begin Data provided

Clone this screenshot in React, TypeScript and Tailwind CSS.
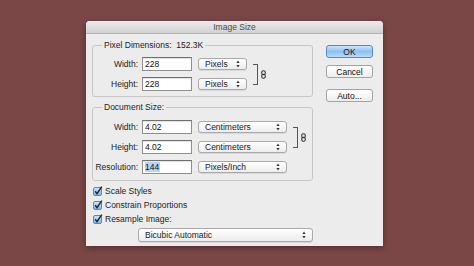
import type { ReactNode } from 'react';

const font = "font-['Liberation_Sans','Arial',sans-serif]";

function Arrows() {
  return (
    <svg width="4" height="8" viewBox="0 0 4 8" className="shrink-0">
      <path d="M2 0.5 L3.6 3 L0.4 3 Z" fill="#333" />
      <path d="M2 7.5 L3.6 5 L0.4 5 Z" fill="#333" />
    </svg>
  );
}

function Popup({ label, width, tall }: { label: string; width: string; tall?: boolean }) {
  return (
    <div
      className={`${width} ${tall ? 'h-[14px]' : 'h-[12px]'} flex items-center justify-between rounded-[3px] border border-[#a9a9a9] bg-gradient-to-b from-[#ffffff] to-[#ededed] pl-[6px] pr-[6px] shadow-[0_1px_0_rgba(0,0,0,0.08)]`}
    >
      <span className="text-[8.5px] leading-[10px] text-[#1c1c1c]">{label}</span>
      <Arrows />
    </div>
  );
}

function Field({ label, value, selected }: { label: string; value: string; selected?: boolean }) {
  return (
    <div className="flex h-[14px] items-center">
      <span className="w-[46px] pr-[1px] text-right text-[8.5px] leading-[10px] text-[#1c1c1c]">{label}</span>
      <div className="ml-[3px] flex h-[14px] w-[50px] items-center border border-[#8f8f8f] border-t-[#6f6f6f] bg-white pl-[2px] shadow-[inset_0_1px_1px_rgba(0,0,0,0.12)]">
        <span
          className={`text-[8.5px] leading-[10px] text-[#111] ${selected ? 'bg-[#b5d5fb] pr-[1px]' : ''}`}
        >
          {value}
        </span>
      </div>
    </div>
  );
}

function Chain() {
  return (
    <svg width="5" height="9" viewBox="0 0 5 9" className="shrink-0">
      <rect x="0.75" y="0.75" width="3.5" height="4" rx="1.6" fill="none" stroke="#333" strokeWidth="1.1" />
      <rect x="0.75" y="4.25" width="3.5" height="4" rx="1.6" fill="none" stroke="#333" strokeWidth="1.1" />
    </svg>
  );
}

function Group({ title, children, className }: { title: string; children: ReactNode; className: string }) {
  return (
    <fieldset className={`rounded-[3px] border border-[#c6c6c6] ${className}`}>
      <legend className="ml-[9px] whitespace-pre px-[2px] text-[8.5px] leading-[10px] text-[#1c1c1c]">{title}</legend>
      {children}
    </fieldset>
  );
}

function Check({ label }: { label: string }) {
  return (
    <div className="flex h-[14px] items-center">
      <svg width="10" height="10" viewBox="0 0 10 10" className="ml-[1px] shrink-0">
        <defs>
          <linearGradient id="cb" x1="0" y1="0" x2="0" y2="1">
            <stop offset="0" stopColor="#cfe6fb" />
            <stop offset="1" stopColor="#7fb6ea" />
          </linearGradient>
        </defs>
        <rect x="0.5" y="1.5" width="8" height="8" rx="1.5" fill="url(#cb)" stroke="#5e88b4" />
        <path d="M2.2 5.2 L4 7.6 L8.8 0.6" fill="none" stroke="#1d2a3a" strokeWidth="1.5" />
      </svg>
      <span className="ml-[2px] text-[8.5px] leading-[10px] text-[#1c1c1c]">{label}</span>
    </div>
  );
}

function Button({ label, primary, className }: { label: string; primary?: boolean; className: string }) {
  return (
    <div
      className={`flex h-[13px] w-[47px] items-center justify-center rounded-[3px] border text-[8.5px] leading-[10px] text-[#111] ${
        primary
          ? 'border-[#5a88c2] bg-gradient-to-b from-[#cde4fb] via-[#8cc2f3] to-[#b7dbfb]'
          : 'border-[#a3a3a3] bg-gradient-to-b from-[#ffffff] to-[#eeeeee]'
      } ${className}`}
    >
      {label}
    </div>
  );
}

export default function App() {
  return (
    <div className={`h-[266px] w-[474px] overflow-hidden bg-[#7b4646] pl-[86px] pt-[21px] ${font}`}>
      <div className="h-[225px] w-[297px] overflow-hidden rounded-t-[4px] bg-[#ececec] shadow-[0_2px_6px_rgba(0,0,0,0.35)]">
        <div className="h-[13px] border-b border-[#b3b3b3] bg-gradient-to-b from-[#ececec] to-[#d2d2d2] text-center text-[8.5px] leading-[12px] text-[#4a4a4a]">
          Image Size
        </div>
        <div className="flex pl-[6px]">
          <div className="w-[221px]">
            <Group title="Pixel Dimensions:  152.3K" className="mt-[6px] pb-[5px] pt-[7px]">
              <div className="flex items-center">
                <div className="flex flex-col gap-[6px]">
                  <div className="flex items-center">
                    <Field label="Width:" value="228" />
                    <div className="ml-[6px]">
                      <Popup label="Pixels" width="w-[49px]" />
                    </div>
                  </div>
                  <div className="flex items-center">
                    <Field label="Height:" value="228" />
                    <div className="ml-[6px]">
                      <Popup label="Pixels" width="w-[49px]" />
                    </div>
                  </div>
                </div>
                <div className="ml-[6px] h-[21px] w-[5px] border-y border-r border-[#555]" />
                <div className="ml-[3px]">
                  <Chain />
                </div>
              </div>
            </Group>
            <Group title="Document Size:" className="mt-[5px] pb-[6px] pt-[8px]">
              <div className="flex items-start">
                <div className="flex flex-col gap-[6px]">
                  <div className="flex items-center">
                    <Field label="Width:" value="4.02" />
                    <div className="ml-[6px]">
                      <Popup label="Centimeters" width="w-[89px]" />
                    </div>
                  </div>
                  <div className="flex items-center">
                    <Field label="Height:" value="4.02" />
                    <div className="ml-[6px]">
                      <Popup label="Centimeters" width="w-[89px]" />
                    </div>
                  </div>
                  <div className="flex items-center">
                    <Field label="Resolution:" value="144" selected />
                    <div className="ml-[6px]">
                      <Popup label="Pixels/Inch" width="w-[89px]" />
                    </div>
                  </div>
                </div>
                <div className="ml-[6px] mt-[7px] h-[21px] w-[5px] border-y border-r border-[#555]" />
                <div className="ml-[3px] mt-[13px]">
                  <Chain />
                </div>
              </div>
            </Group>
            <div className="mt-[3px]">
              <Check label="Scale Styles" />
              <Check label="Constrain Proportions" />
              <Check label="Resample Image:" />
            </div>
            <div className="ml-[46px] mt-[2px]">
              <Popup label="Bicubic Automatic" width="w-[175px]" tall />
            </div>
          </div>
          <div className="ml-[13px] flex flex-col">
            <Button label="OK" primary className="mt-[11px]" />
            <Button label="Cancel" className="mt-[7px]" />
            <Button label="Auto..." className="mt-[11px]" />
          </div>
        </div>
      </div>
    </div>
  );
}
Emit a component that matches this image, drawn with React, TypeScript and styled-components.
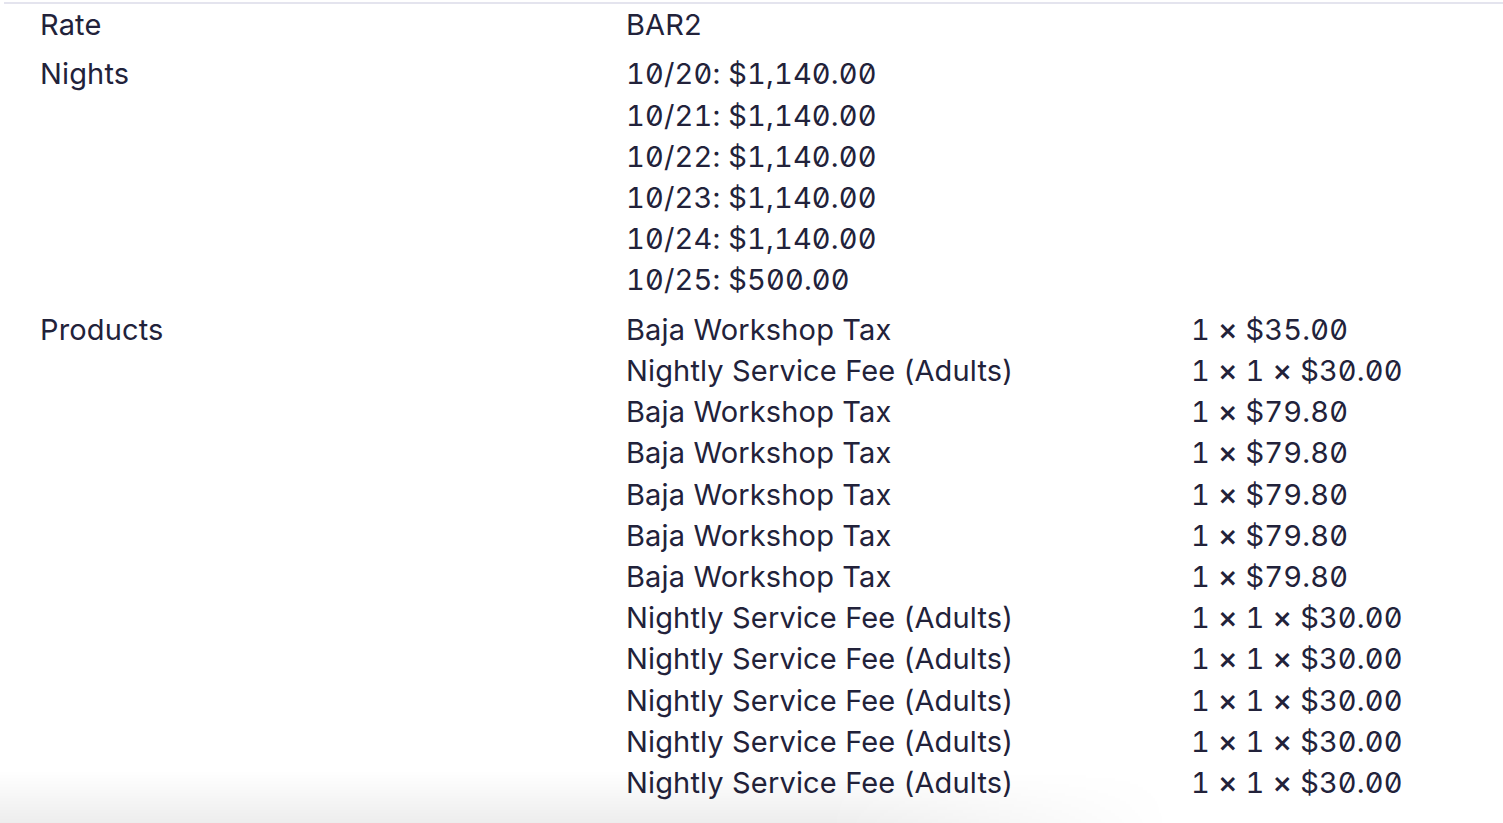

end Data provided

__Given problem__. From the data above, write out everything exactly except the pictures.

__Complete answer__.
Clone this screenshot in React, TypeScript and Tailwind CSS.
import type { ReactNode } from 'react';

const font = "font-['Liberation_Sans','Arial',sans-serif]";

function Arrows() {
  return (
    <svg width="4" height="8" viewBox="0 0 4 8" className="shrink-0">
      <path d="M2 0.5 L3.6 3 L0.4 3 Z" fill="#333" />
      <path d="M2 7.5 L3.6 5 L0.4 5 Z" fill="#333" />
    </svg>
  );
}

function Popup({ label, width, tall }: { label: string; width: string; tall?: boolean }) {
  return (
    <div
      className={`${width} ${tall ? 'h-[14px]' : 'h-[12px]'} flex items-center justify-between rounded-[3px] border border-[#a9a9a9] bg-gradient-to-b from-[#ffffff] to-[#ededed] pl-[6px] pr-[6px] shadow-[0_1px_0_rgba(0,0,0,0.08)]`}
    >
      <span className="text-[8.5px] leading-[10px] text-[#1c1c1c]">{label}</span>
      <Arrows />
    </div>
  );
}

function Field({ label, value, selected }: { label: string; value: string; selected?: boolean }) {
  return (
    <div className="flex h-[14px] items-center">
      <span className="w-[46px] pr-[1px] text-right text-[8.5px] leading-[10px] text-[#1c1c1c]">{label}</span>
      <div className="ml-[3px] flex h-[14px] w-[50px] items-center border border-[#8f8f8f] border-t-[#6f6f6f] bg-white pl-[2px] shadow-[inset_0_1px_1px_rgba(0,0,0,0.12)]">
        <span
          className={`text-[8.5px] leading-[10px] text-[#111] ${selected ? 'bg-[#b5d5fb] pr-[1px]' : ''}`}
        >
          {value}
        </span>
      </div>
    </div>
  );
}

function Chain() {
  return (
    <svg width="5" height="9" viewBox="0 0 5 9" className="shrink-0">
      <rect x="0.75" y="0.75" width="3.5" height="4" rx="1.6" fill="none" stroke="#333" strokeWidth="1.1" />
      <rect x="0.75" y="4.25" width="3.5" height="4" rx="1.6" fill="none" stroke="#333" strokeWidth="1.1" />
    </svg>
  );
}

function Group({ title, children, className }: { title: string; children: ReactNode; className: string }) {
  return (
    <fieldset className={`rounded-[3px] border border-[#c6c6c6] ${className}`}>
      <legend className="ml-[9px] whitespace-pre px-[2px] text-[8.5px] leading-[10px] text-[#1c1c1c]">{title}</legend>
      {children}
    </fieldset>
  );
}

function Check({ label }: { label: string }) {
  return (
    <div className="flex h-[14px] items-center">
      <svg width="10" height="10" viewBox="0 0 10 10" className="ml-[1px] shrink-0">
        <defs>
          <linearGradient id="cb" x1="0" y1="0" x2="0" y2="1">
            <stop offset="0" stopColor="#cfe6fb" />
            <stop offset="1" stopColor="#7fb6ea" />
          </linearGradient>
        </defs>
        <rect x="0.5" y="1.5" width="8" height="8" rx="1.5" fill="url(#cb)" stroke="#5e88b4" />
        <path d="M2.2 5.2 L4 7.6 L8.8 0.6" fill="none" stroke="#1d2a3a" strokeWidth="1.5" />
      </svg>
      <span className="ml-[2px] text-[8.5px] leading-[10px] text-[#1c1c1c]">{label}</span>
    </div>
  );
}

function Button({ label, primary, className }: { label: string; primary?: boolean; className: string }) {
  return (
    <div
      className={`flex h-[13px] w-[47px] items-center justify-center rounded-[3px] border text-[8.5px] leading-[10px] text-[#111] ${
        primary
          ? 'border-[#5a88c2] bg-gradient-to-b from-[#cde4fb] via-[#8cc2f3] to-[#b7dbfb]'
          : 'border-[#a3a3a3] bg-gradient-to-b from-[#ffffff] to-[#eeeeee]'
      } ${className}`}
    >
      {label}
    </div>
  );
}

export default function App() {
  return (
    <div className={`h-[266px] w-[474px] overflow-hidden bg-[#7b4646] pl-[86px] pt-[21px] ${font}`}>
      <div className="h-[225px] w-[297px] overflow-hidden rounded-t-[4px] bg-[#ececec] shadow-[0_2px_6px_rgba(0,0,0,0.35)]">
        <div className="h-[13px] border-b border-[#b3b3b3] bg-gradient-to-b from-[#ececec] to-[#d2d2d2] text-center text-[8.5px] leading-[12px] text-[#4a4a4a]">
          Image Size
        </div>
        <div className="flex pl-[6px]">
          <div className="w-[221px]">
            <Group title="Pixel Dimensions:  152.3K" className="mt-[6px] pb-[5px] pt-[7px]">
              <div className="flex items-center">
                <div className="flex flex-col gap-[6px]">
                  <div className="flex items-center">
                    <Field label="Width:" value="228" />
                    <div className="ml-[6px]">
                      <Popup label="Pixels" width="w-[49px]" />
                    </div>
                  </div>
                  <div className="flex items-center">
                    <Field label="Height:" value="228" />
                    <div className="ml-[6px]">
                      <Popup label="Pixels" width="w-[49px]" />
                    </div>
                  </div>
                </div>
                <div className="ml-[6px] h-[21px] w-[5px] border-y border-r border-[#555]" />
                <div className="ml-[3px]">
                  <Chain />
                </div>
              </div>
            </Group>
            <Group title="Document Size:" className="mt-[5px] pb-[6px] pt-[8px]">
              <div className="flex items-start">
                <div className="flex flex-col gap-[6px]">
                  <div className="flex items-center">
                    <Field label="Width:" value="4.02" />
                    <div className="ml-[6px]">
                      <Popup label="Centimeters" width="w-[89px]" />
                    </div>
                  </div>
                  <div className="flex items-center">
                    <Field label="Height:" value="4.02" />
                    <div className="ml-[6px]">
                      <Popup label="Centimeters" width="w-[89px]" />
                    </div>
                  </div>
                  <div className="flex items-center">
                    <Field label="Resolution:" value="144" selected />
                    <div className="ml-[6px]">
                      <Popup label="Pixels/Inch" width="w-[89px]" />
                    </div>
                  </div>
                </div>
                <div className="ml-[6px] mt-[7px] h-[21px] w-[5px] border-y border-r border-[#555]" />
                <div className="ml-[3px] mt-[13px]">
                  <Chain />
                </div>
              </div>
            </Group>
            <div className="mt-[3px]">
              <Check label="Scale Styles" />
              <Check label="Constrain Proportions" />
              <Check label="Resample Image:" />
            </div>
            <div className="ml-[46px] mt-[2px]">
              <Popup label="Bicubic Automatic" width="w-[175px]" tall />
            </div>
          </div>
          <div className="ml-[13px] flex flex-col">
            <Button label="OK" primary className="mt-[11px]" />
            <Button label="Cancel" className="mt-[7px]" />
            <Button label="Auto..." className="mt-[11px]" />
          </div>
        </div>
      </div>
    </div>
  );
}
Emit a component that matches this image, drawn with React, TypeScript and styled-components.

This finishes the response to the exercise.